ESG & Sustainable Investing
beginner
12 min read
Updated May 20, 2024

What Is Green Investing?

Green investing refers to investment activities that focus on companies or projects committed to the conservation of natural resources, the production and discovery of alternative energy sources, the implementation of clean air and water projects, or other environmentally conscious business practices.

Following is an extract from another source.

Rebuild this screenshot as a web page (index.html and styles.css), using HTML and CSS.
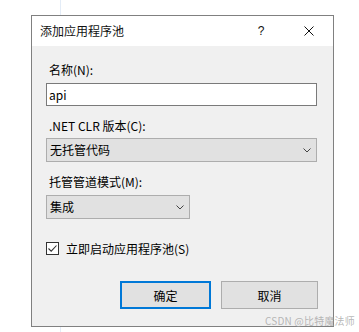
FILE: index.html
```html
<!DOCTYPE html>
<html lang="zh">
<head>
<meta charset="utf-8">
<link rel="stylesheet" href="styles.css">
</head>
<body>
<div class="dialog">
  <div class="titlebar">
    <span class="title">添加应用程序池</span>
    <span class="help">?</span>
    <span class="close">
      <svg width="10" height="10" viewBox="0 0 10 10"><path d="M0.5 0.5 L9.5 9.5 M9.5 0.5 L0.5 9.5" stroke="#111" stroke-width="1" fill="none"/></svg>
    </span>
  </div>
  <div class="content">
    <div class="label l1">名称(N):</div>
    <div class="textbox">api</div>
    <div class="label l2">.NET CLR 版本(C):</div>
    <div class="combo wide"><span>无托管代码</span>
      <svg class="chev" width="8" height="5" viewBox="0 0 8 5"><path d="M0.5 0.5 L4 4 L7.5 0.5" stroke="#444" stroke-width="1" fill="none"/></svg>
    </div>
    <div class="label l3">托管管道模式(M):</div>
    <div class="combo narrow"><span>集成</span>
      <svg class="chev" width="8" height="5" viewBox="0 0 8 5"><path d="M0.5 0.5 L4 4 L7.5 0.5" stroke="#444" stroke-width="1" fill="none"/></svg>
    </div>
    <div class="check-row">
      <span class="checkbox">
        <svg width="11" height="11" viewBox="0 0 11 11"><path d="M1.5 5.5 L4.2 8.2 L9.5 2.5" stroke="#333" stroke-width="1.1" fill="none"/></svg>
      </span>
      <span class="check-label">立即启动应用程序池(S)</span>
    </div>
    <div class="buttons">
      <div class="btn ok">确定</div>
      <div class="btn cancel">取消</div>
    </div>
  </div>
</div>
<div class="watermark">CSDN @比特魔法师</div>
</body>
</html>
```
FILE: styles.css
```css
html, body {
  margin: 0;
  padding: 0;
}
body {
  width: 359px;
  height: 332px;
  overflow: hidden;
  position: relative;
  background: #fff linear-gradient(to right, transparent 60px, #e3ecf7 60px, #e3ecf7 61px, transparent 61px);
  font-family: "Noto Sans CJK SC", "Noto Sans", sans-serif;
  font-size: 12px;
  color: #000;
}
.dialog {
  margin: 15px 0 0 31px;
  width: 303px;
  height: 312px;
  box-sizing: border-box;
  border: 1px solid #808080;
  background: #f0f0f0;
  display: flex;
  flex-direction: column;
}
.titlebar {
  height: 30px;
  background: #fff;
  display: flex;
  align-items: center;
  padding-left: 8px;
}
.title {
  flex: 1;
  font-size: 12px;
  line-height: 16px;
  color: #111;
}
.help {
  width: 10px;
  text-align: center;
  font-family: "Liberation Sans", sans-serif;
  font-size: 12px;
  color: #111;
  margin-right: 38px;
}
.close {
  width: 10px;
  height: 10px;
  margin-right: 19px;
  display: flex;
}
.content {
  padding: 16px 16px 0 14px;
  display: flex;
  flex-direction: column;
  align-items: flex-start;
}
.label {
  line-height: 16px;
  padding-left: 3px;
}
.l1 { margin-bottom: 5px; }
.l2 { margin-top: 12px; margin-bottom: 4px; }
.l3 { margin-top: 12px; margin-bottom: 5px; }
.textbox {
  width: 271px;
  height: 23px;
  box-sizing: border-box;
  border: 1px solid #7a7a7a;
  background: #fff;
  padding-left: 2px;
  line-height: 21px;
}
.combo {
  height: 24px;
  box-sizing: border-box;
  border: 1px solid #adadad;
  background: #e1e1e1;
  display: flex;
  align-items: center;
  justify-content: space-between;
  padding: 0 5px 0 3px;
  line-height: 16px;
}
.combo.wide { width: 271px; }
.combo.narrow { width: 144px; }
.chev { display: block; margin-top: 1px; }
.check-row {
  margin-top: 23px;
  display: flex;
  align-items: center;
  height: 13px;
}
.checkbox {
  width: 13px;
  height: 13px;
  box-sizing: border-box;
  border: 1px solid #333;
  background: #fff;
  display: flex;
  align-items: center;
  justify-content: center;
}
.check-label {
  margin-left: 7px;
  line-height: 16px;
}
.buttons {
  align-self: flex-end;
  margin-top: 26px;
  margin-right: -1px;
  display: flex;
  gap: 10px;
}
.btn {
  height: 28px;
  box-sizing: border-box;
  border: 1px solid #adadad;
  background: #e1e1e1;
  display: flex;
  align-items: center;
  justify-content: center;
}
.btn.ok {
  width: 91px;
  border: 2px solid #0078d7;
}
.btn.cancel {
  width: 97px;
}
.watermark {
  position: absolute;
  right: 4px;
  bottom: 5px;
  font-size: 10px;
  line-height: 12px;
  color: rgba(160, 160, 160, 0.75);
  letter-spacing: 0.2px;
}
```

Green investing is a comprehensive investment strategy that deliberately aligns financial goals with environmental values. It involves allocating capital to companies, funds, and specific projects that actively contribute to environmental sustainability or mitigate the impacts of climate change. This can range from investing directly in renewable energy firms, such as solar, wind, or geothermal power manufacturers, to supporting established businesses that are developing cutting-edge technologies to clean up ocean pollution or drastically reduce industrial carbon emissions. By focusing on these sectors, investors are not only seeking profit but also providing the critical capital needed for a global transition to a more sustainable future. Green investing is often categorized under the broader umbrella of Environmental, Social, and Governance (ESG) investing, but it specifically targets the "E" component with greater intensity. Unlike broader ESG strategies that might weigh social justice and corporate governance factors equally, green investing prioritizes environmental impact above all else. Investors in this space may choose "pure-play" green companies—those whose primary business is environmental solutions—or they may look for larger, multi-national conglomerates that have proven themselves as leaders in sustainability within their traditional industries. This flexibility allows for a wide range of portfolio construction techniques that can accommodate different risk tolerances. The practice of green investing has grown exponentially as global awareness of climate change, resource depletion, and biodiversity loss has increased. Governments, major corporations, and individual investors are increasingly recognizing the financial, ethical, and existential necessity of transitioning to a low-carbon, circular economy. As a result, green investing has moved from a niche, activist-led market to a mainstream financial strategy, with trillions of dollars in assets under management globally. This surge in interest is driving innovation and forcing companies across all sectors to rethink their environmental footprints to remain attractive to a new generation of conscious investors.

Key Takeaways

  • Green investing supports businesses and projects with positive environmental impacts.
  • It is a subset of socially responsible investing (SRI) and ESG (Environmental, Social, and Governance) investing.
  • Common vehicles include green bonds, green ETFs, and stocks of companies in renewable energy or sustainable sectors.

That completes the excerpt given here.